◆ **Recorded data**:

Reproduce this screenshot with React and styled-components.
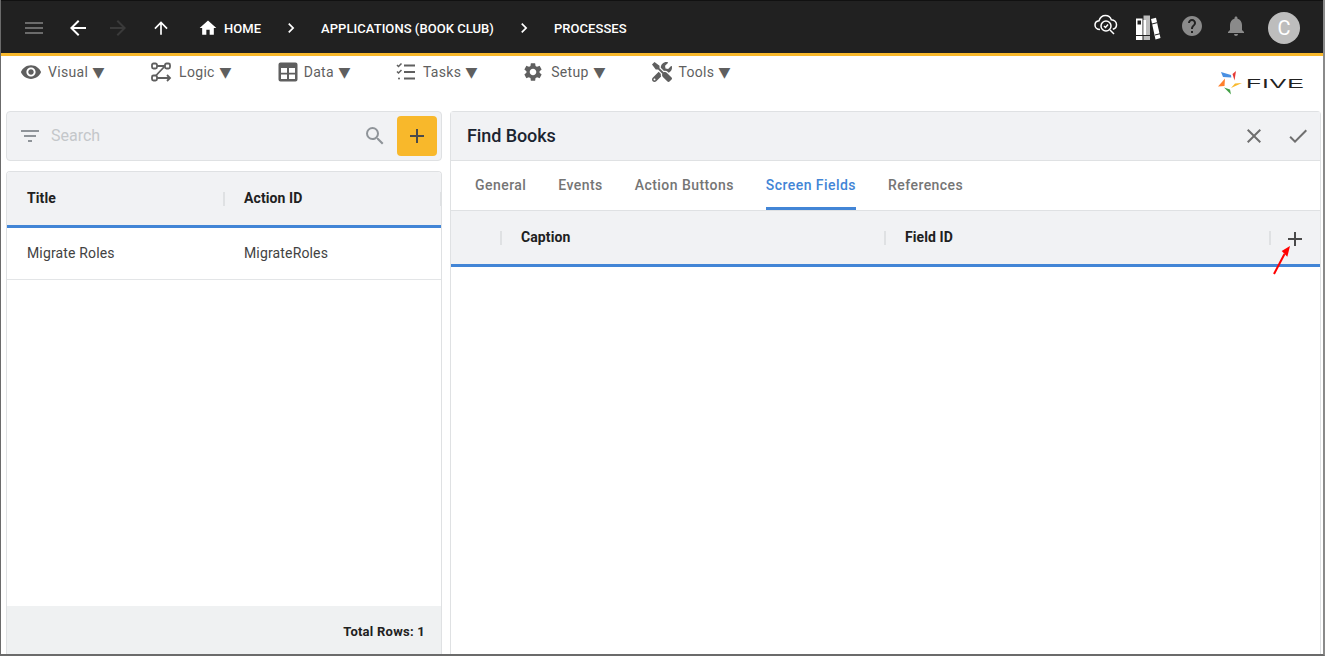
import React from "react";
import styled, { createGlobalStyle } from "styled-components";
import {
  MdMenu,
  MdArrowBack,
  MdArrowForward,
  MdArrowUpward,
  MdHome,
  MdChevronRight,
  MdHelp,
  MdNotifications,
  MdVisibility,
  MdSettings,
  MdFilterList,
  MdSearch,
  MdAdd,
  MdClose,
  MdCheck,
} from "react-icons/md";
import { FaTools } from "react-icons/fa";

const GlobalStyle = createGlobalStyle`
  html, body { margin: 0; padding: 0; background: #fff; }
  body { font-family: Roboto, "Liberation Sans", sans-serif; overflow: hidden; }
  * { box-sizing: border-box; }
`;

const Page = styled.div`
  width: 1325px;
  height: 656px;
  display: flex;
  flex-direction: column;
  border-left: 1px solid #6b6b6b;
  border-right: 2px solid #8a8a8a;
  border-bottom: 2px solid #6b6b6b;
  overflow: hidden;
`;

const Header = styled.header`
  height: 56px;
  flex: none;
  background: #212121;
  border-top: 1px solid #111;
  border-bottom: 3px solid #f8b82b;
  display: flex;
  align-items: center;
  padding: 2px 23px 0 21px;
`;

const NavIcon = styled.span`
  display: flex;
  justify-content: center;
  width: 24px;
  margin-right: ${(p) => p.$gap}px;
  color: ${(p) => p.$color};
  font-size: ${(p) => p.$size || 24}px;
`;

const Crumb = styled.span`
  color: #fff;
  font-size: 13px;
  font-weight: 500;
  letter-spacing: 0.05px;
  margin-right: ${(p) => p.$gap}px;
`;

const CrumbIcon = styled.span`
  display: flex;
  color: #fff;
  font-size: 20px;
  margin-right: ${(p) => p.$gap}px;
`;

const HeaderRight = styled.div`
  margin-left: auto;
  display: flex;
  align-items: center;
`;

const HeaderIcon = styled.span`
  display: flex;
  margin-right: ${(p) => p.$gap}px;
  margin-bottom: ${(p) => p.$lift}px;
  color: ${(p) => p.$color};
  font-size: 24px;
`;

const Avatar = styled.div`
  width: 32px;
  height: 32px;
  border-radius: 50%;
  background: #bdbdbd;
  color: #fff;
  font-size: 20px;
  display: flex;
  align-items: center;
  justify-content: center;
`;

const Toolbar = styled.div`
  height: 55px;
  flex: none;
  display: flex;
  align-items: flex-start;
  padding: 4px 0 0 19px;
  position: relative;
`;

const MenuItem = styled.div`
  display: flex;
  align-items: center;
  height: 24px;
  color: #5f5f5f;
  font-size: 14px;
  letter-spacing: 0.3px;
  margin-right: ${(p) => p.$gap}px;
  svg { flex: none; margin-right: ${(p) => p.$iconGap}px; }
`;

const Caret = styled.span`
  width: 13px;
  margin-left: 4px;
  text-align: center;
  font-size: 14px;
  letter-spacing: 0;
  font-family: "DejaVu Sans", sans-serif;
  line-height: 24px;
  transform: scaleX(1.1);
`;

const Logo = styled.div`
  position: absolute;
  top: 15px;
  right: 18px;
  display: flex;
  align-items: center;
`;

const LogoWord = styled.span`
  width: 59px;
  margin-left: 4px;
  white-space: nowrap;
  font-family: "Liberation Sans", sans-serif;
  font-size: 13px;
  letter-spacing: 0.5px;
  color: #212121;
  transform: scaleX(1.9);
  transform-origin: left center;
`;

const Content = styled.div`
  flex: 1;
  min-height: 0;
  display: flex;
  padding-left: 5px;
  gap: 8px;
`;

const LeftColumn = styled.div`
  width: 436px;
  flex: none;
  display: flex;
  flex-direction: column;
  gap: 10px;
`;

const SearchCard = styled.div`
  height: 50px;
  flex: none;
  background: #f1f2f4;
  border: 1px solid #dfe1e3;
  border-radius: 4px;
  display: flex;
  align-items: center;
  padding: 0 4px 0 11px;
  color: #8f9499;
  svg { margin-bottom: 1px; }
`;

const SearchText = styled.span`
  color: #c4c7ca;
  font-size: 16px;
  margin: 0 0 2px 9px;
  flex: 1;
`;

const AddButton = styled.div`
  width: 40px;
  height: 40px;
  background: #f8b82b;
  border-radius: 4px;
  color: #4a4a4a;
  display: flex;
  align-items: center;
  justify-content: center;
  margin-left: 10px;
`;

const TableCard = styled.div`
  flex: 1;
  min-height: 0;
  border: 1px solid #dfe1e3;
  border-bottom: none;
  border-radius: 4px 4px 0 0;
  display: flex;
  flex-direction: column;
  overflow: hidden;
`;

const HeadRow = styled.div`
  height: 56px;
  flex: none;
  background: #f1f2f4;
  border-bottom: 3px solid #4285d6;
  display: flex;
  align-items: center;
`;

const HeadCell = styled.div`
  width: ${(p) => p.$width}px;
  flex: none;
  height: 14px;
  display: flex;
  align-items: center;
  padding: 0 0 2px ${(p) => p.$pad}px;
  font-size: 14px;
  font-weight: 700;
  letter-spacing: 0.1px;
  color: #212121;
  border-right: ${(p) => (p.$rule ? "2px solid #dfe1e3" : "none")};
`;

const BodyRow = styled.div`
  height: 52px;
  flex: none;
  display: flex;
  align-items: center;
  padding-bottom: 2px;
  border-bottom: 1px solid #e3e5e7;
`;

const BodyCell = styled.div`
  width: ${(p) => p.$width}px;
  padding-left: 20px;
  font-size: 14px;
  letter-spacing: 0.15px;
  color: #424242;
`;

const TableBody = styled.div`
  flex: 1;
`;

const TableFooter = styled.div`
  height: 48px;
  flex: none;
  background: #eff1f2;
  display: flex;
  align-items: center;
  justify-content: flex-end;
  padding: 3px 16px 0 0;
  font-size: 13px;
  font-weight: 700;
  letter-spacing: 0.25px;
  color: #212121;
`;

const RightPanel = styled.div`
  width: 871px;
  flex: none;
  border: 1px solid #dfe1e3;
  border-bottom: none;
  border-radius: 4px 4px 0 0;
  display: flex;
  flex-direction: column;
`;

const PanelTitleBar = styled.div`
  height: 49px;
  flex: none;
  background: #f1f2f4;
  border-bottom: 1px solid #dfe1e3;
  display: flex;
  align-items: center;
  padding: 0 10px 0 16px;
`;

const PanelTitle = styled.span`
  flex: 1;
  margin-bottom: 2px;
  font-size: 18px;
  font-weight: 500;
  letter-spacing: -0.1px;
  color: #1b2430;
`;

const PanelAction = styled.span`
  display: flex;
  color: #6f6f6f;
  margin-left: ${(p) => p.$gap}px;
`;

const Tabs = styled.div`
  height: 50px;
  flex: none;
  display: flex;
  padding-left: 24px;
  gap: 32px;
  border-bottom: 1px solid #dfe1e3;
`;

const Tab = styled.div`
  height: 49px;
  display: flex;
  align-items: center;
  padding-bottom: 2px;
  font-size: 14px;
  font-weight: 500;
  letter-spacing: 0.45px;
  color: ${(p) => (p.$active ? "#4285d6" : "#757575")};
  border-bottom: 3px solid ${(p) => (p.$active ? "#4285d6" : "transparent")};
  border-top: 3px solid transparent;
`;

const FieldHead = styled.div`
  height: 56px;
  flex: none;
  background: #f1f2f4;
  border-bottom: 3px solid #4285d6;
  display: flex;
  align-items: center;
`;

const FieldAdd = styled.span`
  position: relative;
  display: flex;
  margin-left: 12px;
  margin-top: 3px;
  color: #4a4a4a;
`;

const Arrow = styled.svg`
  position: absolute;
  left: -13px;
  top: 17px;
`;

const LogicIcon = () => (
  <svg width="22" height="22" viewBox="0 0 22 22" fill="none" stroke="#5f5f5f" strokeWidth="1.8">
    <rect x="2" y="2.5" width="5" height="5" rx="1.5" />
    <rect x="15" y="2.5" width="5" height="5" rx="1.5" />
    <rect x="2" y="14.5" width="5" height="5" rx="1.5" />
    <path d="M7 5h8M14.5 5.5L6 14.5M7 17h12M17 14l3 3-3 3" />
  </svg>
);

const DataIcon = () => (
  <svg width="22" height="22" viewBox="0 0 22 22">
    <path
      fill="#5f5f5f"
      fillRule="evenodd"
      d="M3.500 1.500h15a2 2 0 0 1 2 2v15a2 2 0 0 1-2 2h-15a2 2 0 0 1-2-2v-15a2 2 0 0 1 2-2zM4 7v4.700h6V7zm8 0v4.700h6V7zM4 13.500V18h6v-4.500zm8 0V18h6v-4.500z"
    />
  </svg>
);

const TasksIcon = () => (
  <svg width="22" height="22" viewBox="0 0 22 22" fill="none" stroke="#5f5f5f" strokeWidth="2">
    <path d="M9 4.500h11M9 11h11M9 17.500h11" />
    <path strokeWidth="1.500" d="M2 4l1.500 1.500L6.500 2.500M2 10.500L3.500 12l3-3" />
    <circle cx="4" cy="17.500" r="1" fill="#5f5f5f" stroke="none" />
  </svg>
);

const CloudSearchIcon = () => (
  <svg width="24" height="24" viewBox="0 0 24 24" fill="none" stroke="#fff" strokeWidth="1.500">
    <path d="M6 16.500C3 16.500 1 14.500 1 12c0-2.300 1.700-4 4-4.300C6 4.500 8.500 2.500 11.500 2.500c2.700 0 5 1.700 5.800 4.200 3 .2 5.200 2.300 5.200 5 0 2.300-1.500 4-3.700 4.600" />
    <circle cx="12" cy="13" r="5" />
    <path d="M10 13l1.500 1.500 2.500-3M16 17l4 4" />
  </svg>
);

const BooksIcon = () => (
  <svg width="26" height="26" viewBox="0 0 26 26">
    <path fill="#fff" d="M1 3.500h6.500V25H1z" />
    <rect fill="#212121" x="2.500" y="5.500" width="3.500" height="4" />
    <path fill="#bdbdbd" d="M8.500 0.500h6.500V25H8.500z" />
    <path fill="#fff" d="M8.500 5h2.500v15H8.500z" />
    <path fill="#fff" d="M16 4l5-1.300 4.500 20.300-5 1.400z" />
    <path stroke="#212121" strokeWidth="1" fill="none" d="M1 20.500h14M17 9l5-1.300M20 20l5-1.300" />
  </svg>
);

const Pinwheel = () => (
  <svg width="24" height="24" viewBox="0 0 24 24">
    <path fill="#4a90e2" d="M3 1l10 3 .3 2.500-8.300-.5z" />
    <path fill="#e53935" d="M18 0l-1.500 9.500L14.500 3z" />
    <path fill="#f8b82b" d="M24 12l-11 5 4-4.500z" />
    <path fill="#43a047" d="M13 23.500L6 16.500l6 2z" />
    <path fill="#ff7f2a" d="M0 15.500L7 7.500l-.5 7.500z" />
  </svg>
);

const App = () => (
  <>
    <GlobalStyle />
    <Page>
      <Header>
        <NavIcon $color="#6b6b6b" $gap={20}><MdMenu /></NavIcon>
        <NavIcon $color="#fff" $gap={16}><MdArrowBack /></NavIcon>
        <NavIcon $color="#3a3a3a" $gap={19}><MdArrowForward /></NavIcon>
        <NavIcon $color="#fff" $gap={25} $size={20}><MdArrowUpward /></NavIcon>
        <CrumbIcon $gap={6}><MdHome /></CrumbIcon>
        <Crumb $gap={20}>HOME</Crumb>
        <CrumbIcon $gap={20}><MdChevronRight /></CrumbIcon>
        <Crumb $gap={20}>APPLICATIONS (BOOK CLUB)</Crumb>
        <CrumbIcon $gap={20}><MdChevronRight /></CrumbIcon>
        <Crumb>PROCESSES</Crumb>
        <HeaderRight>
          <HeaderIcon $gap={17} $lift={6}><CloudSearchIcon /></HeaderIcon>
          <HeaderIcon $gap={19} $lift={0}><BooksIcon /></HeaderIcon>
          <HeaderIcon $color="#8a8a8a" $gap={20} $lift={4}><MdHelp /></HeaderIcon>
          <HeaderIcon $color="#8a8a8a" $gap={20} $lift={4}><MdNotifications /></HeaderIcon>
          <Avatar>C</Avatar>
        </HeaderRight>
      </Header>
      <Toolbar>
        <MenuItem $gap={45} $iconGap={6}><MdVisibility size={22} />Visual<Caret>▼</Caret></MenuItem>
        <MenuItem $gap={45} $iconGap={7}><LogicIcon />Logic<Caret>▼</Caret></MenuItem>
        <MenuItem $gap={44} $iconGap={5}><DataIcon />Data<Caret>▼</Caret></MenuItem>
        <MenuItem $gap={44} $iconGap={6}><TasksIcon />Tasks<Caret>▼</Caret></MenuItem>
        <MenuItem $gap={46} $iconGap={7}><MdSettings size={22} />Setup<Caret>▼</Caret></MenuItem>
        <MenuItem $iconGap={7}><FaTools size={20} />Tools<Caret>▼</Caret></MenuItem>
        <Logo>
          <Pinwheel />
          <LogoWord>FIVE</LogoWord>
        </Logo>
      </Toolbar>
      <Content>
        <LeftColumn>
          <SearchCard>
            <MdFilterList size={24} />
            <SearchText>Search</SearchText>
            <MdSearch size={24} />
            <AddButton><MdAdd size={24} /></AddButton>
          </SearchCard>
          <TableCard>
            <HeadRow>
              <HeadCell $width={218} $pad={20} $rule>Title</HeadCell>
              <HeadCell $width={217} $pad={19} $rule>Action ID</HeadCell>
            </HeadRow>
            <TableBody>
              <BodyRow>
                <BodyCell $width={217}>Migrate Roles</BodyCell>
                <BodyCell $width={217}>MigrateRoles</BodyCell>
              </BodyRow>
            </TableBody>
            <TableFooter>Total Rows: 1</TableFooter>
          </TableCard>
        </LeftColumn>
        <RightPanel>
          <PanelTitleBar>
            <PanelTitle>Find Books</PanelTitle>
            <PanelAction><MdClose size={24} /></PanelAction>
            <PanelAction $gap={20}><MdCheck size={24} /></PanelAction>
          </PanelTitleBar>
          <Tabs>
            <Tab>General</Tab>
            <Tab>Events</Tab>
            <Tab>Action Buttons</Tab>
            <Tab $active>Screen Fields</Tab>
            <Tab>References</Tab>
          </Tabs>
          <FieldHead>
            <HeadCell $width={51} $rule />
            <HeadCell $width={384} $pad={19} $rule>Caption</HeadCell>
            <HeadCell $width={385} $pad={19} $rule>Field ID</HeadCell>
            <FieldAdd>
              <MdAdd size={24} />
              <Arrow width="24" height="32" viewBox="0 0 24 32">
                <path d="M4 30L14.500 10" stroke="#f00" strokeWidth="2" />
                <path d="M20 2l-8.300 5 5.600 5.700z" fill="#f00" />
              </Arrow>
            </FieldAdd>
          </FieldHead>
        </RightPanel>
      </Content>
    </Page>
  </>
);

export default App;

...

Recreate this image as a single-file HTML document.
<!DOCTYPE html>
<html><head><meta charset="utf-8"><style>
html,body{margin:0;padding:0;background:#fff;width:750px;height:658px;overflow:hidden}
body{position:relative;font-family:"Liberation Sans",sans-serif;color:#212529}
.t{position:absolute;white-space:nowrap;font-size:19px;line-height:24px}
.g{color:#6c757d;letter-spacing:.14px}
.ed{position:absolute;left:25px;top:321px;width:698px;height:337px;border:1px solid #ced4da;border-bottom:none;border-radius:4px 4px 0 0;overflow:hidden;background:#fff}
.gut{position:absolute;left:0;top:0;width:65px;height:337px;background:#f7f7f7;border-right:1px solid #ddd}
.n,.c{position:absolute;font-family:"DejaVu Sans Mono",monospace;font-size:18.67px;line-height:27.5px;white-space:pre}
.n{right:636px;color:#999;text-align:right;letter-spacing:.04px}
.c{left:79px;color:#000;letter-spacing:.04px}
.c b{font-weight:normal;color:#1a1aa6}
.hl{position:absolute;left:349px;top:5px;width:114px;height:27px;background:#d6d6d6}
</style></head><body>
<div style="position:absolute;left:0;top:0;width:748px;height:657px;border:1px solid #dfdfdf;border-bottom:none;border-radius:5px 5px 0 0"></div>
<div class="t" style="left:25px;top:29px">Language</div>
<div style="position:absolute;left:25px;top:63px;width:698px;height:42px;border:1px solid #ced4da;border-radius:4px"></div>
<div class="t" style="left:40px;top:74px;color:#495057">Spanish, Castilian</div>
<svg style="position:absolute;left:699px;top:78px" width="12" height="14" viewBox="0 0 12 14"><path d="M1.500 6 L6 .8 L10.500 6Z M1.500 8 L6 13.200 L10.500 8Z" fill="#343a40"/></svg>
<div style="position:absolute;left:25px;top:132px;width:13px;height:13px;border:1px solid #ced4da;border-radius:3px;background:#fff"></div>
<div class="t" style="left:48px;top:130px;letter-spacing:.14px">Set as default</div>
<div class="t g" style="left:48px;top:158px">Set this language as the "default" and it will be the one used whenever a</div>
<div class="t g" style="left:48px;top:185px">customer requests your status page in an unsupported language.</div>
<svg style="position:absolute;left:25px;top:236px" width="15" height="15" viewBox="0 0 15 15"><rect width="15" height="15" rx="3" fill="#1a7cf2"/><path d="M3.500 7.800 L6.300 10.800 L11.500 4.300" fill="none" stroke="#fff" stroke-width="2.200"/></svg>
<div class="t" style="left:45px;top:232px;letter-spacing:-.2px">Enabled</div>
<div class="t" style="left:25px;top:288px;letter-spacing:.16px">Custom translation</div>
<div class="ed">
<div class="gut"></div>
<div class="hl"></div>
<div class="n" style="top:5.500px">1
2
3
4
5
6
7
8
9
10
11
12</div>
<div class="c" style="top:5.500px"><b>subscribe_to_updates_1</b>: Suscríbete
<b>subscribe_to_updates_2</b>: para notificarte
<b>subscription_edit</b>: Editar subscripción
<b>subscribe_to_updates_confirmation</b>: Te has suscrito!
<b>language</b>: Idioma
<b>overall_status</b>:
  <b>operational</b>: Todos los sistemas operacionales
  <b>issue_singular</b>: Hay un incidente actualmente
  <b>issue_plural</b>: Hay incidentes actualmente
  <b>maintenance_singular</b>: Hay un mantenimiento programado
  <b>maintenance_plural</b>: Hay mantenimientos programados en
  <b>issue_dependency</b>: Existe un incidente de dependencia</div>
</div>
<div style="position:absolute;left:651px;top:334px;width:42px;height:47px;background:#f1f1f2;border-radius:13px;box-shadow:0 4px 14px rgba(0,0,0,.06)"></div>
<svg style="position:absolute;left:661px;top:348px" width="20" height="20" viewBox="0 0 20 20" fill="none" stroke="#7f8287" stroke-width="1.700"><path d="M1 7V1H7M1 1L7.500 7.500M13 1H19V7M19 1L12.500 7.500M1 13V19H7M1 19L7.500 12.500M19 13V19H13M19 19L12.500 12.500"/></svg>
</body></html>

--

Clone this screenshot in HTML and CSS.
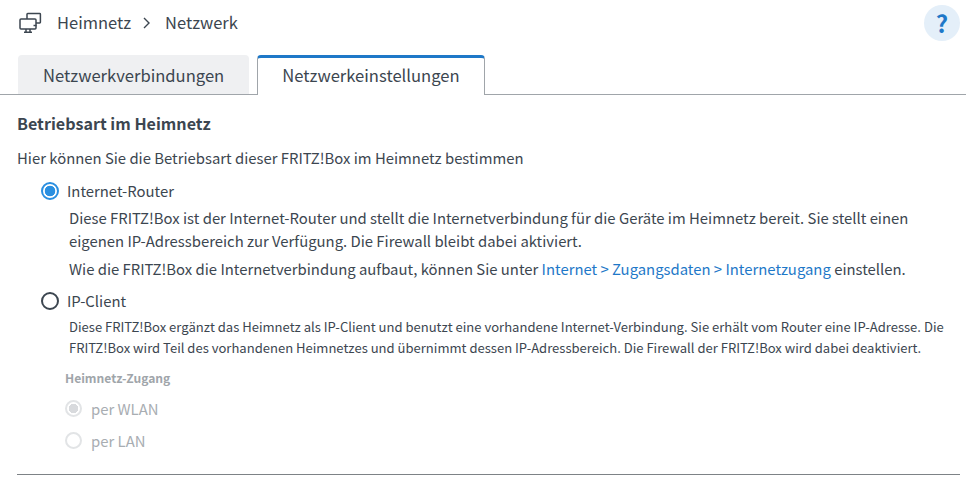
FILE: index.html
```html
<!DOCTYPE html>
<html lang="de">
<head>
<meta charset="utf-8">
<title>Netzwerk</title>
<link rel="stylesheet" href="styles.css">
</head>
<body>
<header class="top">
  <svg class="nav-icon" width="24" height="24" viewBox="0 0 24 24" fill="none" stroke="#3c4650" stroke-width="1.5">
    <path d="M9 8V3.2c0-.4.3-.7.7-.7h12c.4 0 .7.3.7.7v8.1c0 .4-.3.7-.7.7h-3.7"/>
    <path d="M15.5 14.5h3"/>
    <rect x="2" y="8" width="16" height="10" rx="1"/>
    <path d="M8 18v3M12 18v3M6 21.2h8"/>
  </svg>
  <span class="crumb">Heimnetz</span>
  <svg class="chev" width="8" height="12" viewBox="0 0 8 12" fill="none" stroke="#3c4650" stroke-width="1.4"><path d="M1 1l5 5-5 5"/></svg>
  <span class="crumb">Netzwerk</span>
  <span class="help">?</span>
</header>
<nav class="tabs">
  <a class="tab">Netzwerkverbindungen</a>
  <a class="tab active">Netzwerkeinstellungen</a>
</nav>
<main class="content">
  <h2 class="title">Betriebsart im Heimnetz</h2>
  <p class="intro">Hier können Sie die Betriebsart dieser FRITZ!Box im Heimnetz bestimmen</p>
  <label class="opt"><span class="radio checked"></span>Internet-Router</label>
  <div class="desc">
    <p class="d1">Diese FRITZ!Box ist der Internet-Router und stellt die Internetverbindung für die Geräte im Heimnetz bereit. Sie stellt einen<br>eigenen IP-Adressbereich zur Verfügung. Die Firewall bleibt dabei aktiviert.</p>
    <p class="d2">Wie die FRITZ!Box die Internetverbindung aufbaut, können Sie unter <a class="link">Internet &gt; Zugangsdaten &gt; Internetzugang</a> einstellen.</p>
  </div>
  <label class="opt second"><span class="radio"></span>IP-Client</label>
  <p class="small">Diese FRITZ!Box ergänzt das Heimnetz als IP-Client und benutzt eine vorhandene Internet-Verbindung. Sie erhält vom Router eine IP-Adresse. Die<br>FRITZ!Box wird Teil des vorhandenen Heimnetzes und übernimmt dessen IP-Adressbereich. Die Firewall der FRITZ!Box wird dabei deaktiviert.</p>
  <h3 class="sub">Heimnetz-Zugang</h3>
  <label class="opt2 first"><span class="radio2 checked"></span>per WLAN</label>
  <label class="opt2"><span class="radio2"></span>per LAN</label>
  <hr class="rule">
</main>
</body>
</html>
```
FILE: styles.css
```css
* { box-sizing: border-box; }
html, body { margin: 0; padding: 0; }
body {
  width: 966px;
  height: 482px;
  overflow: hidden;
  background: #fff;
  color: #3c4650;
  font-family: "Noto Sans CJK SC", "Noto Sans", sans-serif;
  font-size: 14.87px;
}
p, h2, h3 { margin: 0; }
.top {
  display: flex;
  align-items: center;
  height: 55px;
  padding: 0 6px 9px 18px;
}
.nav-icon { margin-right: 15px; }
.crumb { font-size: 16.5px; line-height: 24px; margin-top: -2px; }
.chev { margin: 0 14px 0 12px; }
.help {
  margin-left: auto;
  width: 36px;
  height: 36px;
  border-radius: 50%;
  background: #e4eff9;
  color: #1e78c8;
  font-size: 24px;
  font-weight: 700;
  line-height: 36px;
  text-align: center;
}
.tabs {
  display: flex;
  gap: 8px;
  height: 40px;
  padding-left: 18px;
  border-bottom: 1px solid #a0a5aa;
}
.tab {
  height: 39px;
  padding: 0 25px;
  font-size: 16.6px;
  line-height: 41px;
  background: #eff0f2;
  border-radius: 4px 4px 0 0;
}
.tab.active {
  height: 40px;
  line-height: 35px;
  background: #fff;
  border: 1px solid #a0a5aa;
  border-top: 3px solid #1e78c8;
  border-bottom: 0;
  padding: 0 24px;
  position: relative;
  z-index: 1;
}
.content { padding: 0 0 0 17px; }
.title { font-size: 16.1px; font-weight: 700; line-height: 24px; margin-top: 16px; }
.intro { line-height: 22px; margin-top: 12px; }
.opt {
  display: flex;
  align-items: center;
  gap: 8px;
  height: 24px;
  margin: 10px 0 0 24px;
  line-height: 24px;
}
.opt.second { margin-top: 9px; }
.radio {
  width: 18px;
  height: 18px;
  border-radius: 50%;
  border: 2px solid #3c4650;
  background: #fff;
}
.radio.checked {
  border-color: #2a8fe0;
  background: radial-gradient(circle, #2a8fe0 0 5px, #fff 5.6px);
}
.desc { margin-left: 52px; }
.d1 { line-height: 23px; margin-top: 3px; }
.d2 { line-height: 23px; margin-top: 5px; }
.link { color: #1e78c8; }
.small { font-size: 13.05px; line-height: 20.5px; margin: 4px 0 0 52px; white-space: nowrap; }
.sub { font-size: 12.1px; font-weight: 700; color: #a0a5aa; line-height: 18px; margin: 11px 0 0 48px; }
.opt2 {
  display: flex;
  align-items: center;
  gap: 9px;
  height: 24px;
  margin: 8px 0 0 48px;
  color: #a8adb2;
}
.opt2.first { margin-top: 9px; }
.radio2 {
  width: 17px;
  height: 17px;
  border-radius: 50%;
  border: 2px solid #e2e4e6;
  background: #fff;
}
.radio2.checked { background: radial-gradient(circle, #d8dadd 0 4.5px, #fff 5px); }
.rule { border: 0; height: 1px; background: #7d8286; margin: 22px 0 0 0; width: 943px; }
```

◆ **EXERCISE AIM**: Copy and report every line where the word "components" is present.

◆ **THE SOLUTION**:
Reproduce this screenshot with React and styled-components.
import styled, { createGlobalStyle } from "styled-components";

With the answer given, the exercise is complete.